Pull out from the material below all lines with "screenshot".

▸ **EXERCISE INPUT**
--- Begin ---
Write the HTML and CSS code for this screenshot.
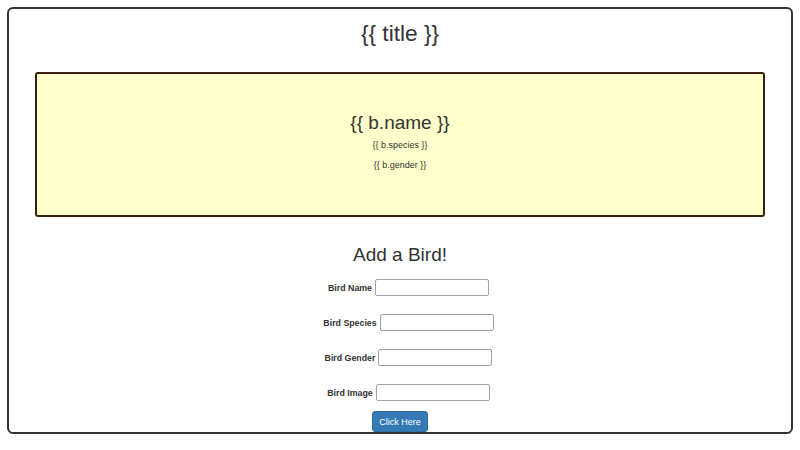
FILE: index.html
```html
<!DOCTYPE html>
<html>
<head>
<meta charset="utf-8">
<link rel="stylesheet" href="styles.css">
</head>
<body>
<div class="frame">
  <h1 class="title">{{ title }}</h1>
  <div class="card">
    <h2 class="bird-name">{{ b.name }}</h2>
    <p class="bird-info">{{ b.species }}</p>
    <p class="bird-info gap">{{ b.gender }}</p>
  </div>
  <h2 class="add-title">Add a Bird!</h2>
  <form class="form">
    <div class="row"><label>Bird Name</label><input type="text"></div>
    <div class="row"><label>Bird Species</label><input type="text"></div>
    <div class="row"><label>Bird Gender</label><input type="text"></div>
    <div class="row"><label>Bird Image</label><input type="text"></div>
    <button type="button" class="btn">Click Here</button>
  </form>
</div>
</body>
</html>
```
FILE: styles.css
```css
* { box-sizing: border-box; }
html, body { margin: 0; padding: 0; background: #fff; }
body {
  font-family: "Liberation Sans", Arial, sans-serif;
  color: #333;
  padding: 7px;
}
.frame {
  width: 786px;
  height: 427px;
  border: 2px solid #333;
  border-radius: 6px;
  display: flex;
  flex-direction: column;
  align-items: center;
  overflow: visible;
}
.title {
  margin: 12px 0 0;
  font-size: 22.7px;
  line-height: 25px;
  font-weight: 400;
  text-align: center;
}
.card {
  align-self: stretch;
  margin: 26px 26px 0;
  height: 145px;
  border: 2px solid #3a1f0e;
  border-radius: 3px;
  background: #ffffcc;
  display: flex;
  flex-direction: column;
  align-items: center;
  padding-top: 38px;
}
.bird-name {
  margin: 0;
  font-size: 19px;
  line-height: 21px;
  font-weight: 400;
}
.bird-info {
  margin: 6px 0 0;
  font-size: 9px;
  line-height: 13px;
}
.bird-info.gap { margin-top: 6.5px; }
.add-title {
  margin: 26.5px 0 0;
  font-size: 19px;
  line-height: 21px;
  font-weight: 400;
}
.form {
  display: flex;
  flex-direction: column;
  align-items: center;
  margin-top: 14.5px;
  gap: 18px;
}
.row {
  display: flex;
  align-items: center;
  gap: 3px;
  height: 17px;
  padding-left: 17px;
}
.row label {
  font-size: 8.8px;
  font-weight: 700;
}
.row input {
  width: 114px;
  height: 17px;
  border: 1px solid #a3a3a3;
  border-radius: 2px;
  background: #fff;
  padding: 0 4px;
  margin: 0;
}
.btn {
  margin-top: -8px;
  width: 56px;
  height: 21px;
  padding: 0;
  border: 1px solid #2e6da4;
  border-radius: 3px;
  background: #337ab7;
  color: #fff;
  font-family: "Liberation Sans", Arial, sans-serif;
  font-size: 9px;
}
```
--- End ---
--- Begin ---
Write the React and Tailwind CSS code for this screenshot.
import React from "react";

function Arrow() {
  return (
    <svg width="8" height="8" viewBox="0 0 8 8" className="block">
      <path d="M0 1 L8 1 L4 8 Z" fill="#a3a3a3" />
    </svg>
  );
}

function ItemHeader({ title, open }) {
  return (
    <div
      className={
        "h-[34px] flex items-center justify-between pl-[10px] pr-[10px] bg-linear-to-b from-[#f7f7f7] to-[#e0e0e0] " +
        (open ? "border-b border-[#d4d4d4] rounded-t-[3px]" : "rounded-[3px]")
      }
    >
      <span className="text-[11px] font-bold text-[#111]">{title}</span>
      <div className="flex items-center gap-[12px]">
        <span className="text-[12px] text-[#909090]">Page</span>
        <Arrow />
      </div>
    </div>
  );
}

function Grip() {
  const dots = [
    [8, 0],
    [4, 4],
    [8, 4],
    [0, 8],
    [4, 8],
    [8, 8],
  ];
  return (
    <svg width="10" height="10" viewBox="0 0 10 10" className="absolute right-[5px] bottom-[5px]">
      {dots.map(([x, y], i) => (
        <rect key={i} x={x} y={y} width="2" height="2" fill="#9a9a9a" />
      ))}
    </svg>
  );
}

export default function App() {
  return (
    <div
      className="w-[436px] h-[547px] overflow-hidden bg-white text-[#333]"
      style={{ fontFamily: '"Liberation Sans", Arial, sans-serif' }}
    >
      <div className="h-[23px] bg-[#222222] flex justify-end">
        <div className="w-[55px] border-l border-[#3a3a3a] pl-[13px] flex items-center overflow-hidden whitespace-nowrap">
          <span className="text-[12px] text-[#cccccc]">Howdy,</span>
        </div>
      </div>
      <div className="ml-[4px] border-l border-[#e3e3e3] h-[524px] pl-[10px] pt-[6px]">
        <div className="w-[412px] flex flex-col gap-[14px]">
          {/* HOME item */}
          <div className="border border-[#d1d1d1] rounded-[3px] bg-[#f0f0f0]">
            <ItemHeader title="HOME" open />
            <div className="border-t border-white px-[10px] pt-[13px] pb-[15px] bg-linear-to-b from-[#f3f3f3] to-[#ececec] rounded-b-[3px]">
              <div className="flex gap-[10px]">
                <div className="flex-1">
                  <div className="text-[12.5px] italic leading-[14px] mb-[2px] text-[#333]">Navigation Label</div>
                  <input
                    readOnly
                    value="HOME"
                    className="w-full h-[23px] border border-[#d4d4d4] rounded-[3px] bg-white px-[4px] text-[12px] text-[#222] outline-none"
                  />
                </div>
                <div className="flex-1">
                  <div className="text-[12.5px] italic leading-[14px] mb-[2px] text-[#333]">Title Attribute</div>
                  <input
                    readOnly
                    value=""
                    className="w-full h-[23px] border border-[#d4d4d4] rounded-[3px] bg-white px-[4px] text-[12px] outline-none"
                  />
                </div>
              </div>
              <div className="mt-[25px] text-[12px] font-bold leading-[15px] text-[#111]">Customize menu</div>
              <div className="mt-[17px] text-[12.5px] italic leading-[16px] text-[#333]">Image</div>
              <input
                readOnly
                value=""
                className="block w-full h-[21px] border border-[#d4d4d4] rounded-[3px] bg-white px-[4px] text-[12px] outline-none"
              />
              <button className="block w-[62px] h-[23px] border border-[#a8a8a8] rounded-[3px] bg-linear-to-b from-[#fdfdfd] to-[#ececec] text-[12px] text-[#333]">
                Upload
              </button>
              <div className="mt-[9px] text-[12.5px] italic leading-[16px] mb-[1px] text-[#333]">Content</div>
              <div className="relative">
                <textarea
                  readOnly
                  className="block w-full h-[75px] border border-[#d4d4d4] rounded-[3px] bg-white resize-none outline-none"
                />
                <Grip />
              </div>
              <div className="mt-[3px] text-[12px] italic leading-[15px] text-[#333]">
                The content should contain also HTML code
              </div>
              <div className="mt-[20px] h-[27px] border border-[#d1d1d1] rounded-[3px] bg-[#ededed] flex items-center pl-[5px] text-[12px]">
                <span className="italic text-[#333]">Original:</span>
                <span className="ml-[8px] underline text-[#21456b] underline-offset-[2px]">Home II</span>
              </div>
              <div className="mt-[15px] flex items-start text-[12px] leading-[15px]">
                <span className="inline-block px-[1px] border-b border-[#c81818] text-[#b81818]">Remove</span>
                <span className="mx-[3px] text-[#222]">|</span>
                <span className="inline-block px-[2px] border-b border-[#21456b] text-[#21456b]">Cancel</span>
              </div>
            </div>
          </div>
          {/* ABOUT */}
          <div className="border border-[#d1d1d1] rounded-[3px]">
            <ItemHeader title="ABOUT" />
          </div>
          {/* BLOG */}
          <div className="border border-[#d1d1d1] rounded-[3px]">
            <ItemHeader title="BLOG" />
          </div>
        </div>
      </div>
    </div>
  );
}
--- End ---
--- Begin ---
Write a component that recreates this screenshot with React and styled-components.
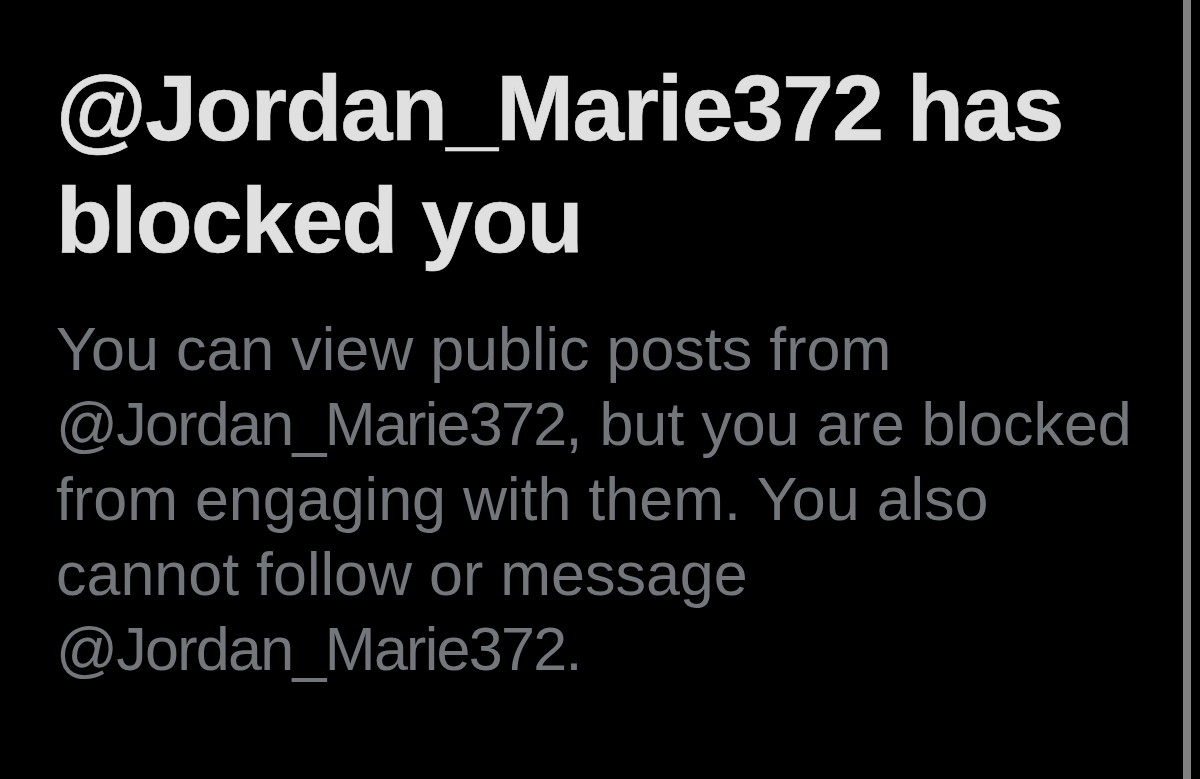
--- End ---
▸ **WRITTEN REPLY**
Write the HTML and CSS code for this screenshot.
Write the React and Tailwind CSS code for this screenshot.
Write a component that recreates this screenshot with React and styled-components.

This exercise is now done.